I can't find much on these guys.

Thanks.


Stevfe


----------



## Steeeeve (Sep 10, 2008)

Of course my next search and I find this: http://www.mylargescale.com/Communi...ge/1/view/topic/postid/9083/Default.aspx#9083 

In any event, I'm curious about whether or not they will come up with any diesels. Any ideas?


----------



## altterrain (Jan 2, 2008)

Good quality running stuff but most is non-prototype, roughly 1:24 scale and a bit toy like. Most is made from old Kalamazoo molds and a some old Delton passenger car olds. All the steamers are from the same parts. They do have a bit of a niche in the trolley and electric market and their mini line is fun for bashing. Their motor blocks are known to be durable. 
I just got a pair of Birneys that will be detailed soon - 










-Brian


----------



## Dave Meashey (Jan 2, 2008)

Details can always be added by the purchaser. When it comes to sheer guts and pulling power,
Hartland units are hard to beat. I set a Bachmann Heisler for the NMRA polarity (opposite the large
scale norm) to see how well it would fare against the smaller Hartland Big John. Big John dragged the
Bachmann Heisler backwards as it struggled to go forwards.

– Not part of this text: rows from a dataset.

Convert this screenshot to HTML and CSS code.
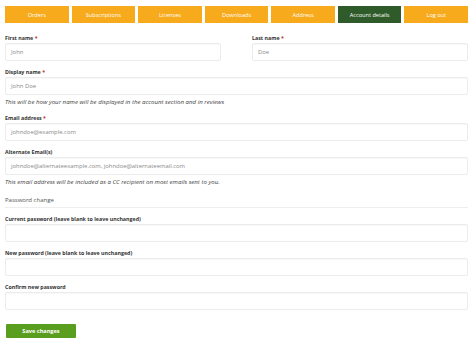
FILE: index.html
```html
<!DOCTYPE html>
<html lang="en">
<head>
<meta charset="utf-8">
<title>Account details</title>
<link rel="stylesheet" href="styles.css">
</head>
<body>
<div class="wrap">
  <nav class="tabs">
    <a class="tab">Orders</a>
    <a class="tab">Subscriptions</a>
    <a class="tab">Licenses</a>
    <a class="tab">Downloads</a>
    <a class="tab">Address</a>
    <a class="tab active">Account details</a>
    <a class="tab">Log out</a>
  </nav>
  <form class="form">
    <div class="pair">
      <div class="row">
        <label class="label">First name <span class="req">*</span></label>
        <div class="input">John</div>
      </div>
      <div class="row">
        <label class="label">Last name <span class="req">*</span></label>
        <div class="input">Doe</div>
      </div>
    </div>
    <div class="row">
      <label class="label">Display name <span class="req">*</span></label>
      <div class="input">John Doe</div>
      <p class="desc">This will be how your name will be displayed in the account section and in reviews</p>
    </div>
    <div class="row">
      <label class="label">Email address <span class="req">*</span></label>
      <div class="input">johndoe@example.com</div>
    </div>
    <div class="row">
      <label class="label">Alternate Email(s)</label>
      <div class="input">johndoe@alternateexample.com, johndoe@alternateemail.com</div>
      <p class="desc">This email address will be included as a CC recipient on most emails sent to you.</p>
    </div>
    <div class="legend">Password change</div>
    <div class="row">
      <label class="label">Current password (leave blank to leave unchanged)</label>
      <div class="input"></div>
    </div>
    <div class="row">
      <label class="label">New password (leave blank to leave unchanged)</label>
      <div class="input"></div>
    </div>
    <div class="row">
      <label class="label">Confirm new password</label>
      <div class="input"></div>
    </div>
    <button class="save" type="button">Save changes</button>
  </form>
</div>
</body>
</html>
```
FILE: styles.css
```css
* { box-sizing: border-box; }
body {
  margin: 0;
  background: #fff;
  font-family: "Open Sans", "Noto Sans", sans-serif;
  color: #333;
}
.wrap {
  padding: 6px 6px 0 5px;
}
.tabs {
  display: flex;
  gap: 3px;
}
.tab {
  flex: 1;
  height: 17px;
  display: flex;
  align-items: center;
  justify-content: center;
  background: #f6aa1c;
  color: #fff;
  font-size: 5.6px;
  text-decoration: none;
}
.tab.active {
  background: #2f5b2a;
}
.form {
  margin-top: 10px;
}
.pair {
  display: flex;
  justify-content: space-between;
}
.pair .row {
  width: 216px;
}
.row {
  margin-bottom: 6px;
}
.label {
  display: block;
  height: 10px;
  line-height: 10px;
  font-size: 5.3px;
  font-weight: 700;
  color: #333;
}
.req {
  color: #c0392b;
}
.input {
  height: 18px;
  border: 1px solid #ececec;
  border-radius: 2px;
  box-shadow: inset 0 1px 1px rgba(0,0,0,0.03);
  padding-left: 5px;
  display: flex;
  align-items: center;
  font-size: 5.9px;
  color: #8a8a8a;
  background: #fff;
}
.desc {
  margin: 2px 0 0;
  line-height: 10px;
  font-size: 6.1px;
  font-style: italic;
  color: #444;
}
.legend {
  margin-top: 8px;
  line-height: 10px;
  padding-bottom: 2px;
  border-bottom: 1px solid #eee;
  font-size: 6px;
  color: #555;
  margin-bottom: 6px;
}
.save {
  margin-top: 6px;
  width: 70px;
  height: 14px;
  border: 0;
  border-radius: 1px;
  background: #5a9e20;
  color: #fff;
  font-family: "Open Sans", "Noto Sans", sans-serif;
  font-size: 5.6px;
  font-weight: 700;
  padding: 0;
  margin-left: 1px;
}
```
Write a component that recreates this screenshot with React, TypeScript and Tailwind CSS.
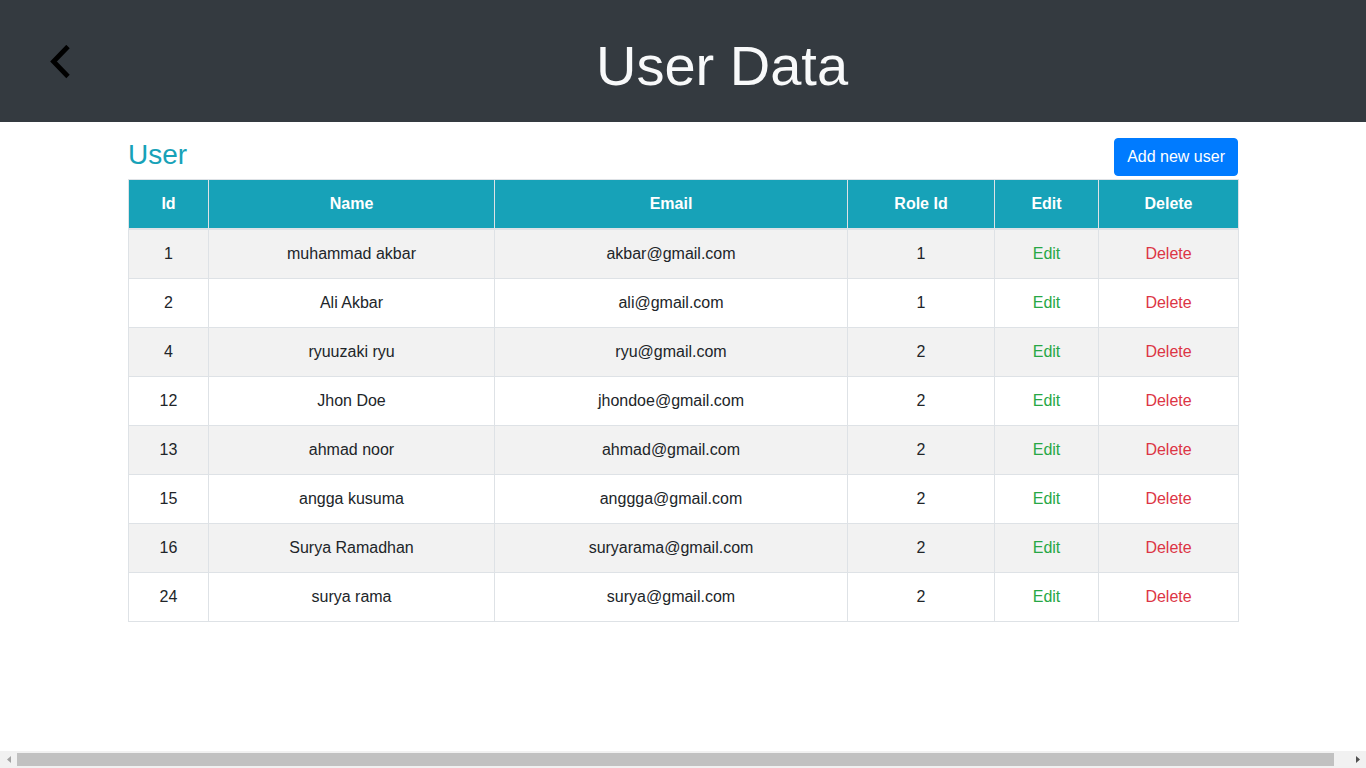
import React from "react";

const users = [
  { id: 1, name: "muhammad akbar", email: "akbar@gmail.com", role: 1 },
  { id: 2, name: "Ali Akbar", email: "ali@gmail.com", role: 1 },
  { id: 4, name: "ryuuzaki ryu", email: "ryu@gmail.com", role: 2 },
  { id: 12, name: "Jhon Doe", email: "jhondoe@gmail.com", role: 2 },
  { id: 13, name: "ahmad noor", email: "ahmad@gmail.com", role: 2 },
  { id: 15, name: "angga kusuma", email: "anggga@gmail.com", role: 2 },
  { id: 16, name: "Surya Ramadhan", email: "suryarama@gmail.com", role: 2 },
  { id: 24, name: "surya rama", email: "surya@gmail.com", role: 2 },
];

export default function App() {
  return (
    <div
      className="min-h-screen bg-white text-[#212529]"
      style={{ fontFamily: '"Liberation Sans", Arial, sans-serif' }}
    >
      <header className="flex h-[122px] items-center bg-[#343a40]">
        <div className="flex w-[78px] shrink-0 items-center pl-[50px]">
          <svg width="22" height="34" viewBox="0 0 22 34" className="mt-[1px]">
            <polyline
              points="18,1.5 3.5,16.5 18,31.5"
              fill="none"
              stroke="#000"
              strokeWidth="4.8"
            />
          </svg>
        </div>
        <h1 className="flex-1 text-center text-[56px] leading-none text-[#f8f9fa] mt-[10px]">
          User Data
        </h1>
      </header>

      <main className="mx-auto w-[1110px]">
        <div className="flex items-start justify-between pt-4 pb-[3px]">
          <h3 className="mt-[3px] text-[28px] leading-[28px] text-[#17a2b8]">User</h3>
          <button className="h-[38px] rounded border border-[#007bff] bg-[#007bff] px-3 text-base leading-6 text-white">
            Add new user
          </button>
        </div>
        <table className="w-full table-fixed border-collapse text-center text-base">
          <colgroup>
            <col className="w-[80px]" />
            <col className="w-[286px]" />
            <col className="w-[353px]" />
            <col className="w-[147px]" />
            <col className="w-[104px]" />
            <col className="w-[140px]" />
          </colgroup>
          <thead>
            <tr className="bg-[#17a2b8] text-white">
              {["Id", "Name", "Email", "Role Id", "Edit", "Delete"].map((h) => (
                <th
                  key={h}
                  className="border border-b-2 border-[#dee2e6] p-3 leading-6 font-bold"
                >
                  {h}
                </th>
              ))}
            </tr>
          </thead>
          <tbody>
            {users.map((u, i) => (
              <tr key={u.id} className={i % 2 === 0 ? "bg-[#f2f2f2]" : "bg-white"}>
                <td className="border border-[#dee2e6] p-3 leading-6">{u.id}</td>
                <td className="border border-[#dee2e6] p-3 leading-6">{u.name}</td>
                <td className="border border-[#dee2e6] p-3 leading-6">{u.email}</td>
                <td className="border border-[#dee2e6] p-3 leading-6">{u.role}</td>
                <td className="border border-[#dee2e6] p-3 leading-6 text-[#28a745]">Edit</td>
                <td className="border border-[#dee2e6] p-3 leading-6 text-[#dc3545]">Delete</td>
              </tr>
            ))}
          </tbody>
        </table>
      </main>

      <div className="fixed bottom-0 left-0 flex h-[17px] w-full items-center bg-[#f1f1f1]">
        <div className="flex h-full w-[17px] items-center justify-center">
          <svg width="4" height="7" viewBox="0 0 4 7">
            <polygon points="4,0 0,3.5 4,7" fill="#a3a3a3" />
          </svg>
        </div>
        <div className="h-[13px] flex-1 bg-[#c1c1c1]" />
        <div className="h-full w-[15px]" />
        <div className="flex h-full w-[17px] items-center justify-center">
          <svg width="4" height="7" viewBox="0 0 4 7">
            <polygon points="0,0 4,3.5 0,7" fill="#505050" />
          </svg>
        </div>
      </div>
    </div>
  );
}
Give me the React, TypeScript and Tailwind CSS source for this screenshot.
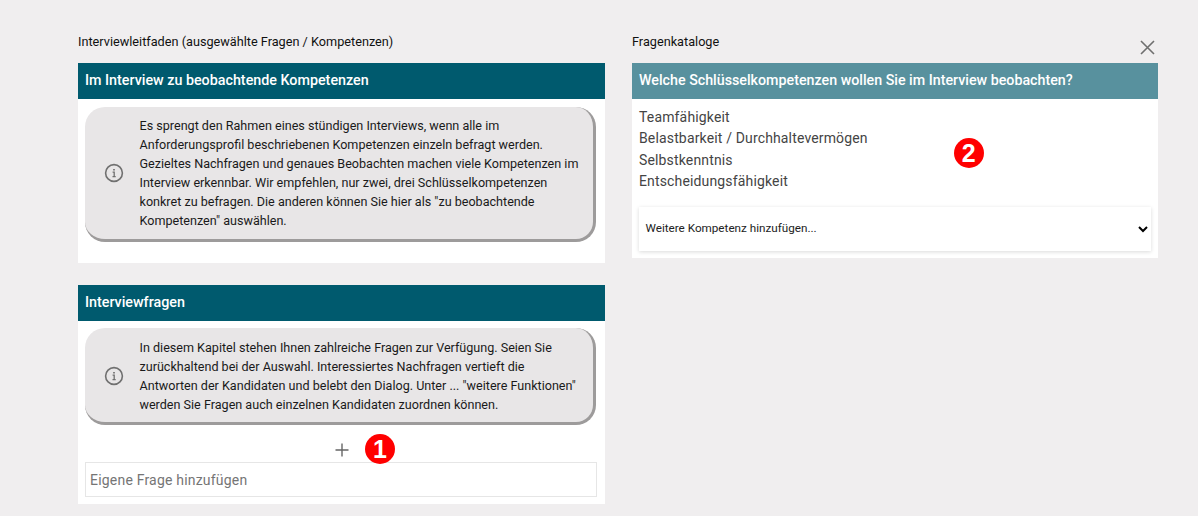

No diesels available from Hartland. The closest to a diesel is the Mack "gasoline mechanical"
(well, it's really a sparkie like all their other power units). The Mack prototypes had a 4 cylinder
Mack gasoline engine under each hood. Depending on how many cars needed to be moved, the
engineer cranked one engine or both engines.

So far my Hartland motive power includes: Big John (loosely based on the Dunkirk geared steamer), the
4-4-0, the Mack switcher, the Birney trolley, the interurban combine, and the steeple cab electric (another
adaptation of the Mack switcher chassis and cab).

All these units run and pull well, without my having to fuss much with them. For me, that is the real beauty
in a piece of motive power.

Yours,
David Meashey


----------



## Torby (Jan 2, 2008)

At the Chicago Botanic a mac switcher took the place of the *&# cog engines that wore out on the cog railway. 

The old heartland trolly continues to outlive the 2 A*# trollies that wore out. 

They just don't stop working.


----------



## Stan Cedarleaf (Jan 2, 2008)

The quality is excellent. They just keep going and going and going and going. I run 10 or more of their power trucks in their locomotives and ones that I've bashed. As Tom posted, I've changed the other rack locomitive drive with Hartland. 


They are easy to fix, parts are readily available and they are sooooooooooooo 'bashable...


----------



## vsmith (Jan 2, 2008)

Good Stuff, used the Macks for several bashes, they just keep going and going and going so I'm a happy camper!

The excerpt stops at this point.